Friday, December 29, 2017

Friday Features: Mass Intentions

I am a cradle Catholic/lapsed Catholic who, as an adult chose the Catholic church for herself.  I went to church regularly as a child and sporadically as a young adult. Along the way, I was baptized, catechized, confirmed and received the sacrament of Reconciliation (confession, in casual parlance). I was married outside the church, then later in it, a perfect demonstration of the fact that there were details about my faith whose significance I didn't fully understand until they became relevant to me.

Mass intentions are one of those things. When my mom passed away last summer, many of our Catholic friends arranged to have Masses said for her. Though I was aware of this practice, I never really "got" it; yet, when people took the trouble to do this for my mom, I felt comforted in a way I hadn't expected.

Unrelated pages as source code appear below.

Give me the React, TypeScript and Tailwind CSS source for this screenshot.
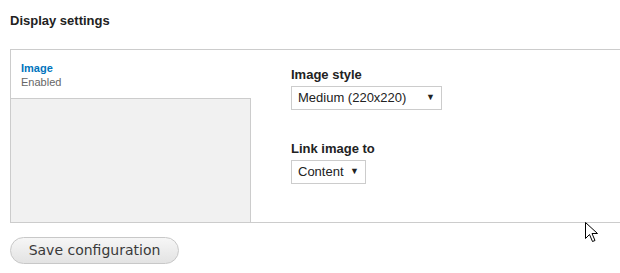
export default function App() {
  return (
    <div className="relative w-[620px] h-[273px] overflow-hidden bg-white font-['Liberation_Sans',Arial,sans-serif] text-[#333]">
      <h2 className="pl-[10px] pt-[13px] text-[13px] leading-[16px] font-bold text-[#222]">Display settings</h2>

      <div className="ml-[10px] mt-[20px] w-[700px] flex border-l border-t border-b border-[#cccccc]">
        <div className="w-[240px] flex flex-col">
          <div className="h-[48px] pl-[10px] pt-[11px]">
            <div className="text-[11px] leading-[14px] font-bold text-[#0074bd]">Image</div>
            <div className="text-[11px] leading-[14px] text-[#666]">Enabled</div>
          </div>
          <div className="h-[124px] bg-[#f1f1f1] border-t border-r border-[#cccccc]"></div>
        </div>

        <div className="pl-[40px] pt-[17px]">
          <div className="text-[13px] leading-[16px] font-bold text-[#222]">Image style</div>
          <div className="mt-[3px] w-[151px] h-[24px] border border-[#cccccc] flex items-center justify-between pl-[6px] pr-[6px] text-[13px] text-[#222]">
            <span>Medium (220x220)</span>
            <span className="text-[9px]">▼</span>
          </div>

          <div className="mt-[31px] text-[13px] leading-[16px] font-bold text-[#222]">Link image to</div>
          <div className="mt-[3px] w-[75px] h-[24px] border border-[#cccccc] flex items-center justify-between pl-[6px] pr-[6px] text-[13px] text-[#222]">
            <span>Content</span>
            <span className="text-[9px]">▼</span>
          </div>
        </div>
      </div>

      <div className="pl-[10px] pt-[14px]">
        <button className="w-[169px] h-[27px] rounded-full border border-[#c8c8c8] bg-gradient-to-b from-[#f6f6f6] to-[#e3e3e3] font-['DejaVu_Sans',sans-serif] text-[14px] text-[#3a3a3a]">
          Save configuration
        </button>
      </div>

      <svg className="absolute left-[585px] top-[222px]" width="14" height="21" viewBox="0 0 14 21">
        <path d="M0.5 0.5 L0.5 16.5 L4.5 12.5 L7.5 19.5 L10 18.5 L7 11.5 L12.5 11.5 Z" fill="#fff" stroke="#000" strokeWidth="1" />
      </svg>
    </div>
  );
}
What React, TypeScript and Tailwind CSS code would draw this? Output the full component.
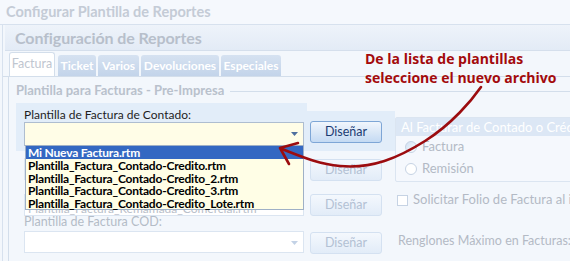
import React from 'react';

const plantillas = [
  'Mi Nueva Factura.rtm',
  'Plantilla_Factura_Contado-Credito.rtm',
  'Plantilla_Factura_Contado-Credito_2.rtm',
  'Plantilla_Factura_Contado-Credito_3.rtm',
  'Plantilla_Factura_Contado-Credito_Lote.rtm',
];

const tabs = [
  { label: 'Ticket', w: 'w-[38px]' },
  { label: 'Varios', w: 'w-[41px]' },
  { label: 'Devoluciones', w: 'w-[78px]' },
  { label: 'Especiales', w: 'w-[60px]' },
];

const Arrow = ({ light }: { light?: boolean }) => (
  <svg width="7" height="4" viewBox="0 0 7 4" className="absolute right-[5px] top-[9px]">
    <path d="M0 0H7L3.5 4Z" fill={light ? '#c3d2e6' : '#4f6f9f'} />
  </svg>
);

const DisenarButton = ({ disabled }: { disabled?: boolean }) => (
  <button
    className={
      disabled
        ? 'w-[72px] h-[22px] rounded-[3px] border border-[#d4e1f1] bg-gradient-to-b from-[#f4f8fd] to-[#e2ecf8] text-[12.5px] text-[#b3c1d4]'
        : 'w-[72px] h-[22px] rounded-[3px] border border-[#7ea6d6] bg-gradient-to-b from-[#f1f6fd] via-[#dbe8f7] to-[#c4daf3] text-[12.5px] text-[#1b3b72]'
    }
  >
    Diseñar
  </button>
);

const App: React.FC = () => {
  return (
    <div className="relative w-[570px] h-[261px] overflow-hidden bg-[#f3f7fc] font-['Lato',sans-serif] text-[12px]">
      {/* titulo ventana */}
      <div className="h-[25px] border-b border-[#d7e1ee] bg-[#f5f8fd] pl-[6px] flex items-center text-[14.5px] font-bold text-[#c4cbd6]">
        Configurar Plantilla de Reportes
      </div>

      <div className="ml-[2px] border-l border-[#d7e1ee] h-full">
        <div className="h-[26px] ml-[2px] border-b border-[#d5dfec] bg-gradient-to-b from-[#eef3fa] to-[#e3ebf6] pl-[10px] flex items-center text-[16px] font-bold text-[#b7bfcb] tracking-[-0.1px]">
          Configuración de Reportes
        </div>

        {/* tabs */}
        <div className="flex items-end gap-[2px] h-[26px] pl-[6px] border-b border-[#d3deeb]">
          <div className="h-[24px] w-[46px] mr-[1px] rounded-t-[3px] border border-b-0 border-[#d3deeb] bg-white text-[12.5px] text-[#bfc6d0] flex items-center justify-center">
            Factura
          </div>
          {tabs.map(t => (
            <div
              key={t.label}
              className={`${t.w} h-[21px] rounded-t-[3px] bg-gradient-to-b from-[#d6e2f1] to-[#c3d4ea] text-[12px] font-bold text-white flex items-center justify-center`}
            >
              {t.label}
            </div>
          ))}
        </div>

        {/* contenido */}
        <div className="ml-[5px] border-l border-[#d3deeb] h-full pl-[7px] pt-[6px]">
          <div className="flex items-center gap-[6px] h-[15px]">
            <span className="text-[13px] font-bold text-[#b9c1cc]">Plantilla para Facturas - Pre-Impresa</span>
            <div className="flex-1 border-t border-[#d3deeb] mt-[2px]" />
          </div>

          <div className="flex mt-[5px]">
            <div className="w-[386px]">
              {/* fila 1 */}
              <div className="flex items-start">
                <div className="w-[291px] h-[48px] bg-[#e2edf9] pl-[8px] pt-[5px]">
                  <div className="text-[12px] leading-[14px] text-[#1e1e1e]">Plantilla de Factura de Contado:</div>
                  <div className="relative w-[280px] h-[24px] border border-[#aebdd0] bg-[#fffde7]">
                    <Arrow />
                  </div>
                </div>
                <div className="w-[88px] h-[40px] mt-[8px] bg-[#e2edf9] pl-[3px] pt-[10px]">
                  <DisenarButton />
                </div>
              </div>

              {/* fila 2 */}
              <div className="flex items-start mt-[7px] pl-[8px]">
                <div className="relative w-[280px] h-[22px] border border-[#dbe5f1] bg-white">
                  <Arrow light />
                </div>
                <div className="ml-[6px] mt-[1px]">
                  <DisenarButton disabled />
                </div>
              </div>

              {/* fila 3 */}
              <div className="flex items-start mt-[13px] pl-[8px]">
                <div className="w-[280px] h-[22px] border border-[#dbe5f1] bg-white pl-[3px] pt-[4px] text-[12px] leading-[20px] text-[#b9c0ca] overflow-hidden whitespace-nowrap">
                  Plantilla_Factura_Remamada_Comercial.rtm
                </div>
                <div className="ml-[6px]">
                  <DisenarButton disabled />
                </div>
              </div>

              {/* fila 4 */}
              <div className="pl-[8px] -mt-[1px] text-[12.5px] leading-[14px] text-[#b4bcc7]">Plantilla de Factura COD:</div>
              <div className="flex items-start mt-[2px] pl-[8px]">
                <div className="relative w-[280px] h-[22px] border border-[#dbe5f1] bg-white">
                  <Arrow light />
                </div>
                <div className="ml-[6px] mt-[1px]">
                  <DisenarButton disabled />
                </div>
              </div>
            </div>

            {/* columna derecha */}
            <div className="flex-1 pt-[14px]">
              <div className="h-[65px] w-[200px] rounded-[2px] border border-[#dbe5f1] bg-[#f5f8fd]">
                <div className="h-[18px] bg-[#dce7f5] pl-[5px] text-[13px] leading-[18px] text-white whitespace-nowrap">
                  Al Facturar de Contado o Crédito
                </div>
                <div className="flex items-center h-[22px] pl-[9px] text-[13px] text-[#b3bac5]">
                  <span className="w-[12px] h-[12px] rounded-full border border-[#c6d3e4] bg-gradient-to-br from-[#cfe0f3] to-white mr-[5px]" />
                  Factura
                </div>
                <div className="flex items-center h-[22px] pl-[9px] text-[13px] text-[#b3bac5]">
                  <span className="w-[12px] h-[12px] rounded-full border border-[#c6d3e4] bg-white mr-[5px]" />
                  Remisión
                </div>
              </div>
              <div className="flex items-center h-[16px] mt-[10px] ml-[2px] text-[13px] text-[#b3bac5] whitespace-nowrap">
                <span className="w-[11px] h-[11px] border border-[#c6d3e4] bg-white mr-[5px]" />
                Solicitar Folio de Factura al imprimir
              </div>
              <div className="h-[16px] leading-[16px] mt-[25px] ml-[3px] text-[12.5px] text-[#b3bac5] whitespace-nowrap">
                Renglones Máximo en Facturas:
              </div>
            </div>
          </div>
        </div>
      </div>

      {/* lista desplegada */}
      <div className="absolute left-[25px] top-[145px] w-[279px] border border-[#9fb0c6] bg-[#fffee6]">
        {plantillas.map((p, i) => (
          <div
            key={p}
            className={
              i === 0
                ? 'h-[13px] pl-[2px] text-[12px] leading-[13px] tracking-[-0.2px] font-bold bg-[#3468c2] text-white'
                : 'h-[12.5px] pl-[2px] text-[12px] leading-[13px] tracking-[-0.2px] font-bold text-black'
            }
          >
            {p}
          </div>
        ))}
      </div>

      {/* anotacion */}
      <div className="absolute left-[365px] top-[49px] font-['Open_Sans',sans-serif] text-[14px] leading-[19px] font-bold text-[#a30a0c]">
        De la lista de plantillas
        <br />
        seleccione el nuevo archivo
      </div>
      <svg className="absolute left-0 top-0" width="570" height="261" viewBox="0 0 570 261" fill="none">
        <path
          d="M481 87 C472 100 452 124 425 141 C398 158 372 169 340 166 C318 164 300 156 282 149"
          stroke="#9c0c0f"
          strokeWidth="2.6"
          strokeLinecap="round"
        />
        <path d="M298 143 L280 148 L289 164" stroke="#9c0c0f" strokeWidth="2.6" strokeLinecap="round" strokeLinejoin="round" />
      </svg>
    </div>
  );
};

export default App;
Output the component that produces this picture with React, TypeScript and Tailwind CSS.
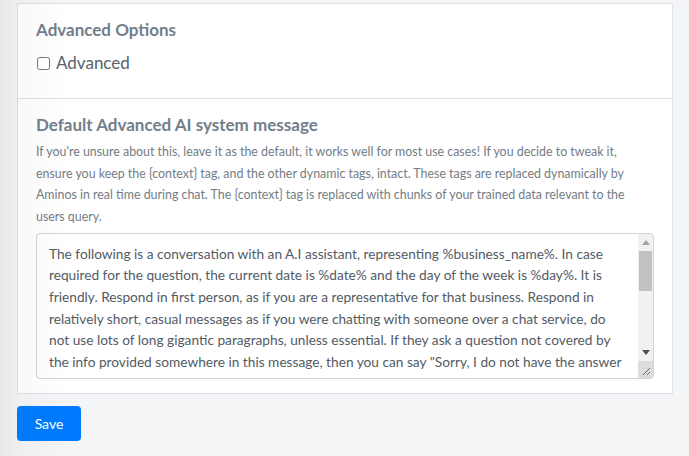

All of these kind actions on the part of friends and family prompted me to do the same, and I swallowed my "I should know this" pride and asked the necessary people how to set up a Mass in honor of my mother at my own parish. The Mass at my parish is in a few weeks and today, reading email, I discovered an email from a friend whose parish was saying a Mass in my mom's honor today.

Why do Catholics do this? Aside from the comfort it offers to survivors, it's a way of honoring the living, remembering the dead and offering something much larger than our own simple prayers for those we wish to remember.

Want a better explanation? I did, so I went looking and found this. There are lots of more complex theological explanations available, many from more credible or scholarly sources, but this one stuck (mostly) to layman's terms and answered the questions I had.

In my opinion, there's a special kind of comfort to be found in this sort of commemoration. Once again, this is something I didn't fully understand until it was relevant to me. I will always be grateful to friends who reached out to my family and remembered my mom in this way and, as a result, I know it will be part of the way in which I offer comfort to others in the future.